De plus la conquête de ces nouveaux territoires a fortement perturbé la présence d’autres espèces d’oiseaux présents en ces lieux depuis des millénaires.
En Australie divers perroquets arboricoles en particulier les tant aimés Cacatoès rosalbin et Corella (Cacatua spp.) qui nichent dans les cavités des arbres, sont pratiquement expulsés sans peur, comme le sont toutes les espèces qui nichent dans des petits trous dans les bâtiments urbains, le Martin triste occupant systématiquement tous les trous possibles compromettant ainsi le succès de la reproduction des espèces indigènes.
Et ce n’est pas tout, on a souvent noté que cet oiseau vidait les nids déjà occupés par d’autres espèces, en expulsant les œufs et les éventuels petits. Un véritable démon qui provoque des dommages intolérables.
On pense que le Martin triste est monogame jusqu’à la mort de l’un des partenaires et cette assiduité conjugale donne de très bons résultats dans leur cycle reproductif.
Comme déjà dit, Acridotheres tristis niche partout où cela est possible apportant des matériaux parmi les plus divers pour garnir la niche où il pondra les habituels 5 (de 4 à 6) œufs bleu-turquoise. Il n’a pas de période spécifique pour nidifier et celle-ci varie de lieu en lieu selon les latitudes, la disponibilité en nourriture et les conditions climatiques. L’incubation dure environ 18 jours, principalement effectuée par la femelle.

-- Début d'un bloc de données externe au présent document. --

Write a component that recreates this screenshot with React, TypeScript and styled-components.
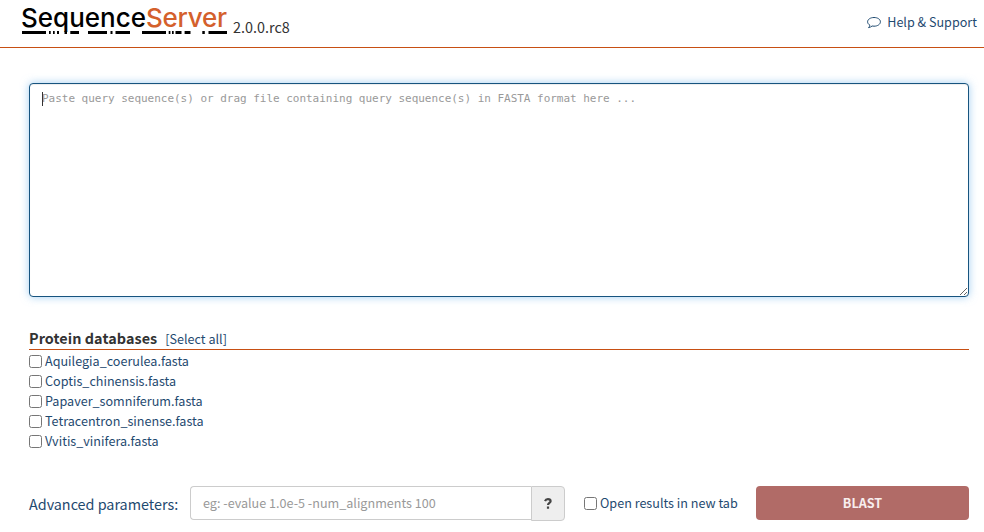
import React from "react";
import styled, { createGlobalStyle } from "styled-components";

const sans = `"Noto Sans CJK SC", "Open Sans", sans-serif`;

const GlobalStyle = createGlobalStyle`
  *, *::before, *::after { box-sizing: border-box; }
  body {
    margin: 0;
    background: #fff;
    color: #333;
    font-family: ${sans};
    overflow: hidden;
  }
`;

const Header = styled.header`
  display: flex;
  justify-content: space-between;
  height: 48px;
  padding: 0 7px 0 22px;
  border-bottom: 1px solid #c74f13;
`;

const Brand = styled.div`
  display: flex;
  gap: 6px;
`;

const Logo = styled.svg`
  display: block;
  width: 205px;
  height: 36px;
  overflow: visible;
  font: 500 26px Inter, sans-serif;
`;

const Version = styled.span`
  margin-top: 16px;
  font-size: 14.4px;
  line-height: 22px;
  white-space: nowrap;
`;

const HelpLink = styled.a`
  display: flex;
  align-items: center;
  gap: 6px;
  height: 22px;
  margin-top: 11px;
  color: #1f4a70;
  font-size: 12.6px;
  line-height: 22px;
  white-space: nowrap;
`;

const Form = styled.form`
  padding: 35px 15px 0 29px;
`;

const QueryBox = styled.div`
  position: relative;
`;

const Caret = styled.span`
  position: absolute;
  top: 9px;
  left: 13px;
  width: 1px;
  height: 14px;
  background: #333;
`;

const QueryInput = styled.textarea`
  display: block;
  width: 940px;
  height: 214px;
  padding: 6px 12px;
  border: 1px solid #17547f;
  border-radius: 4px;
  outline: 0;
  box-shadow: inset 0 1px 1px rgba(0, 0, 0, 0.075), 0 0 8px rgba(102, 175, 233, 0.6);
  color: #333;
  caret-color: transparent;
  font: 11px/17px "DejaVu Sans Mono", monospace;
  letter-spacing: -0.022px;
  resize: vertical;
  &::placeholder { color: #999; opacity: 1; }
`;

const Databases = styled.section`
  margin-top: 31px;
`;

const DatabasesHeader = styled.div`
  display: flex;
  align-items: flex-start;
  gap: 8px;
  height: 22px;
  border-bottom: 1px solid #c74f13;
`;

const Heading = styled.h4`
  margin: 0;
  font-size: 14.4px;
  font-weight: 700;
  letter-spacing: 0.06px;
  line-height: 20px;
  white-space: nowrap;
`;

const SelectAll = styled.button`
  padding: 0;
  border: 0;
  background: none;
  color: #1f4a70;
  font: 12.6px/21px ${sans};
  white-space: nowrap;
`;

const DatabaseList = styled.div`
  display: flex;
  flex-direction: column;
  padding-top: 1px;
`;

const CheckLabel = styled.label`
  display: flex;
  align-items: center;
  gap: 3px;
  height: 20px;
  color: #1f4a70;
  font-size: 12.6px;
  line-height: 20px;
  white-space: nowrap;
`;

const Checkbox = styled.input`
  width: 13px;
  height: 13px;
  margin: 0;
`;

const Controls = styled.div`
  display: flex;
  align-items: flex-start;
  height: 36px;
  margin-top: 35px;
`;

const ParamsLabel = styled.label`
  width: 161px;
  padding-top: 7px;
  color: #1f4a70;
  font-size: 14.4px;
  letter-spacing: -0.02px;
  line-height: 22px;
  white-space: nowrap;
`;

const ParamsGroup = styled.div`
  display: flex;
  width: 375px;
  margin-right: 19px;
`;

const ParamsInput = styled.input`
  width: 341px;
  height: 34px;
  padding: 5px 12px 7px;
  border: 1px solid #ccc;
  border-right: 0;
  border-radius: 4px 0 0 4px;
  font: 12.6px/20px ${sans};
  &::placeholder { color: #999; opacity: 1; }
`;

const HelpButton = styled.button`
  width: 34px;
  height: 35px;
  padding: 0;
  border: 1px solid #ccc;
  border-radius: 0 4px 4px 0;
  background: #eee;
  display: grid;
  place-items: center;
`;

const NewTab = styled.div`
  width: 172px;
  padding-top: 7px;
`;

const SubmitButton = styled.button`
  width: 213px;
  height: 34px;
  padding: 0;
  border: 0;
  border-radius: 4px;
  background: #b16b67;
  color: #f8eeee;
  font: 700 12.6px/20px ${sans};
`;

const databases = [
  "Aquilegia_coerulea.fasta",
  "Coptis_chinensis.fasta",
  "Papaver_somniferum.fasta",
  "Tetracentron_sinense.fasta",
  "Vvitis_vinifera.fasta",
];

export default function App() {
  return (
    <>
      <GlobalStyle />
      <Header>
        <Brand>
          <Logo viewBox="0 0 205 36">
            <text x="-1" y="26.700" textLength="125" fill="#000">Sequence</text>
            <text x="124" y="26.700" textLength="81" fill="#d4602c">Server</text>
            <path
              d="M0 32.500H24M27 32.500h1.700M31 32.500h1.700M35 32.500h2M42.500 32.500h2.500M48.300 32.500H57M66 32.500H85M88.500 32.500h2M93.500 32.500H108M120 32.500H144M146.700 32.500h1.700M150 32.500h1.700M153.500 32.500H159.500M162.600 32.500H168.500M180.300 32.500h2.500M186.500 32.500H205"
              stroke="#000"
              strokeWidth="3"
            />
          </Logo>
          <Version>2.0.0.rc8</Version>
        </Brand>
        <HelpLink>
          <svg width="14" height="13" viewBox="0 0 14 13" fill="none" stroke="#1f4a70">
            <path d="M7 1.500C3.400 1.500.600 3.400.600 5.800c0 1.400.900 2.600 2.300 3.400-.200 1-.700 1.800-1.400 2.400 1.500-.200 2.700-.800 3.600-1.600.600.100 1.200.200 1.900.200 3.600 0 6.400-1.900 6.400-4.400S10.600 1.500 7 1.500Z" />
          </svg>
          Help &amp; Support
        </HelpLink>
      </Header>
      <Form>
        <QueryBox>
          <QueryInput
            autoFocus
            spellCheck={false}
            placeholder="Paste query sequence(s) or drag file containing query sequence(s) in FASTA format here ..."
          />
          <Caret />
        </QueryBox>
        <Databases>
          <DatabasesHeader>
            <Heading>Protein databases</Heading>
            <SelectAll type="button">[Select all]</SelectAll>
          </DatabasesHeader>
          <DatabaseList>
            {databases.map((name) => (
              <CheckLabel key={name}>
                <Checkbox type="checkbox" />
                {name}
              </CheckLabel>
            ))}
          </DatabaseList>
        </Databases>
        <Controls>
          <ParamsLabel>Advanced parameters:</ParamsLabel>
          <ParamsGroup>
            <ParamsInput placeholder="eg: -evalue 1.0e-5 -num_alignments 100" />
            <HelpButton type="button" aria-label="Parameter help">
              <svg width="8" height="11" viewBox="0 0 8 11" fill="none" stroke="#444" strokeWidth="2.200">
                <path d="M1 3.200C1.500 1.700 2.500 1.200 3.900 1.200c1.600 0 2.700.800 2.700 2 0 1.700-2.600 1.700-2.600 3.800M4 8.500v2.200" />
              </svg>
            </HelpButton>
          </ParamsGroup>
          <NewTab>
            <CheckLabel>
              <Checkbox type="checkbox" />
              Open results in new tab
            </CheckLabel>
          </NewTab>
          <SubmitButton type="button">BLAST</SubmitButton>
        </Controls>
      </Form>
    </>
  );
}
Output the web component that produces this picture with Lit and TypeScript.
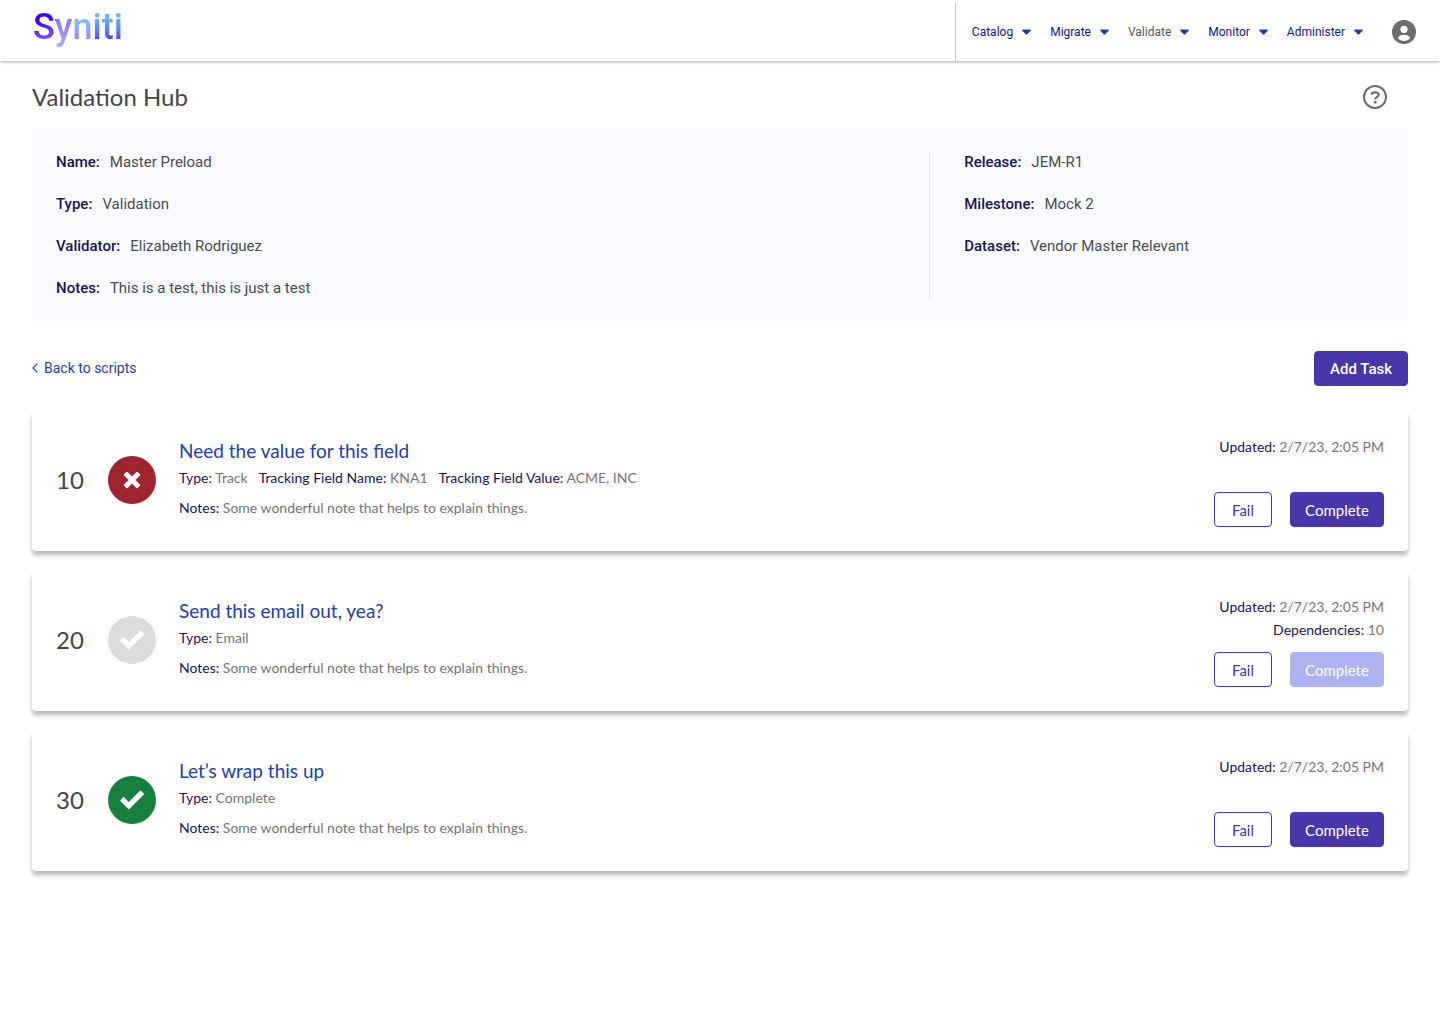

Les petits, qui naissent nus, restent au nid pendant encore 3 semaines.
Dans l’Ouest de l’Inde on rapporte des cas de parasitisme contre le Martin triste de la part du Coucou koël (Eudynamys scolopacea) un cuculidé asiatique commun qui pond son œuf dans le nid d’autres oiseaux.
Bien que les populations de cet oiseaux soient en notable accroissement, jusqu’à être considéré comme espèce invasive, dans certaines aire il est au contraire en sensible diminution due à la présence d’autres sturnidés eux-aussi introduits, qui l’emportent dans la conquête du territoire.
C’est le cas en Malaisie et à Singapour, où le Martin de Java Acridotheres tristis s’oppose au Martin de Java (Acridotheres javanicus). Dans l’ancienne culture Sanskrit cet oiseau avait différentes identifications qui reflétaient de réelles caractéristiques encore bien visibles aujourd’hui. Vu son bavardage incessant, il était considéré comme l’archétype d’une personne polémiste et qui avait beaucoup à dire. En effet, aujourd’hui encore à travers les rues de l’Inde, son chant strident est peut-être l’unique son qui réussisse encore parfois à se faire entendre dans le brouhaha assourdissant de la vie quotidienne de cette population.
Il semble que le Martin triste soit porteur d’un bacille d’infection dangereux pour les autres oiseaux mais également pour l’être humain. Dans certaines îles du Pacifique où il a été introduit on a noté que cet oiseau est porteur de puces et de poux.
Les populations augmentent et depuis 2016, Acridotheres tristis est répertorié comme “LC, Least Concern”, c’est-à-dire “Préoccupation mineure”, sur la Liste rouge de l’UICN des espèces menacées.